Stanley Kramer: A Man’s Search for the Truth broadens the scope to provide an overview of Stanley Kramer’s entire career and his desire to express universal truths in his work. Karen Kramer, Norman Jewison, Garry Marshall, Marshall Schlom, and Loius Gossett, Jr. all return, joined by actors and filmmakers Dick Van Dyke, Beau Bridges, Dennis Hopper, Alec Baldwin, and Taylor Hackford. They all agree that he broke as much ground in terms of his independence as a producer as he did in the content of his films.

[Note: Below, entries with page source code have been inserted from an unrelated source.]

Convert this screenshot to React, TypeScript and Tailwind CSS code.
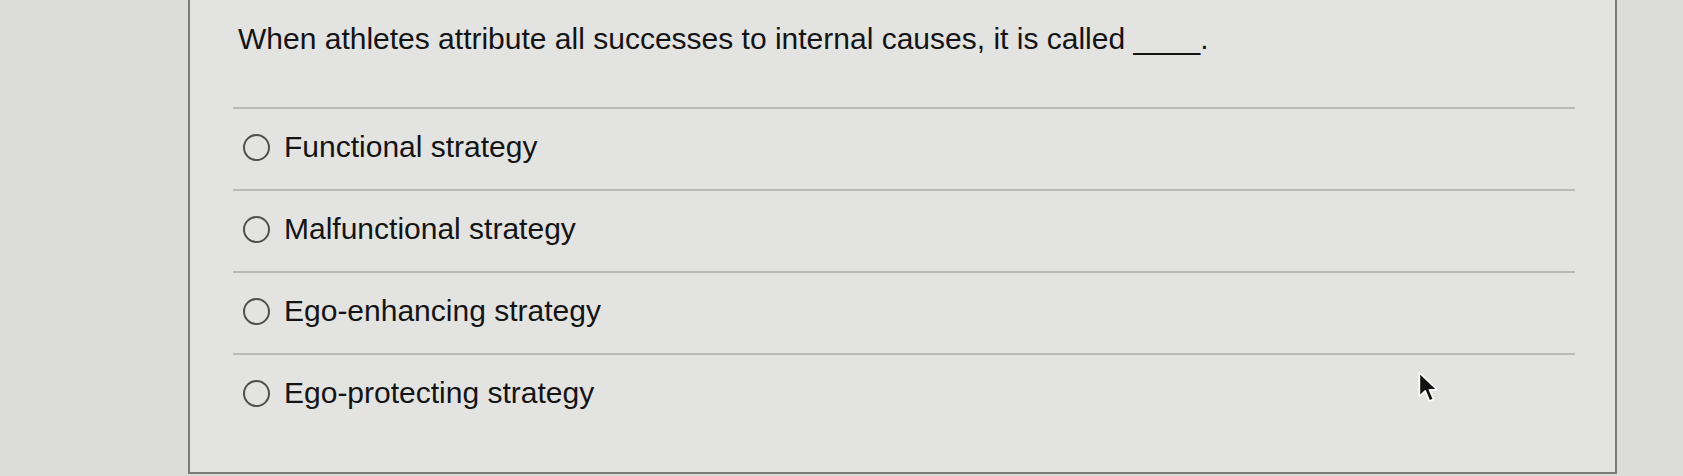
const options = [
  "Functional strategy",
  "Malfunctional strategy",
  "Ego-enhancing strategy",
  "Ego-protecting strategy",
];

function Cursor() {
  return (
    <svg
      className="absolute left-[1417px] top-[370px]"
      width="26"
      height="36"
      viewBox="0 0 22 30"
    >
      <path
        d="M2 2 L2 22 L7 17.5 L10.5 26 L14 24.5 L10.5 16.5 L17 16.5 Z"
        fill="#111"
        stroke="#fff"
        strokeWidth="1.4"
        strokeLinejoin="round"
      />
    </svg>
  );
}

export default function App() {
  return (
    <div
      className="relative h-[476px] w-full overflow-hidden bg-[#dcdcda] text-[#141414]"
      style={{ fontFamily: '"Liberation Sans", Arial, sans-serif' }}
    >
      <div className="ml-[188px] h-[474px] w-[1429px] border-x-2 border-b-2 border-[#7a7a7a] bg-[#e3e3e1]">
        <div className="ml-[43px] mr-[40px]">
          <div className="flex h-[107px] items-start pl-[5px] pt-[19px] text-[30px] leading-[40px]">
            When athletes attribute all successes to internal causes, it is called ____.
          </div>
          {options.map((opt) => (
            <div
              key={opt}
              className="flex h-[82px] items-center gap-[14px] border-t-2 border-[#b9b9b7] pb-[4px] pl-[10px]"
            >
              <span className="h-[27px] w-[27px] shrink-0 rounded-full border-2 border-[#505050]" />
              <span className="text-[30px] leading-none">{opt}</span>
            </div>
          ))}
        </div>
      </div>
      <Cursor />
    </div>
  );
}
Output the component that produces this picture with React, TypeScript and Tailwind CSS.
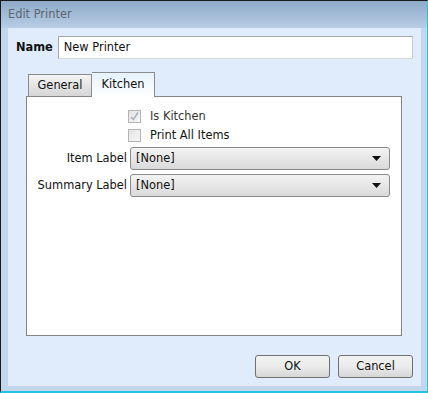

The rest of the extras include archival footage of Kramer receiving the Irving Thalberg Award, Al Gore receiving the Stanley Kramer Award from the Producer’s Guild, a Photo Gallery, and the Theatrical Trailer. (The Theatrical Teaser wasn’t included on Sony’s Blu-ray release of Guess Who’s Coming to Dinner but it was on Twilight Time’s Blu-ray, so that’s why it’s added to the UHD instead of being present here.) The only thing that’s missing is an isolated score track that was included on Twilight Time’s disc as well as the 2016 Blu-ray from Powerhouse Films in the U.K.

Guess Who's Coming to Dinner (4K UHD) Guess Who's Coming to Dinner (4K UHD)

The whole package is interesting, because it mixes fluff pieces like the Introductions with some genuinely valuable material like the three different documentaries, but it all feels like it’s more than enough. New extras are always welcome, but there just doesn’t seem to be the need for any of them in this case. It’s a solid set of extras that still does the job of supporting Sony’s stellar new 4K restoration of Guess Who’s Coming to Dinner. While some people are inevitably going to be dissatisfied with the selection of titles included in each volume of the Columbia Classics 4K Ultra HD Collection series, there’s more than enough memorable ones in Vol. 4 to make the set worth the hefty purchase price. As always, though, your own mileage may vary.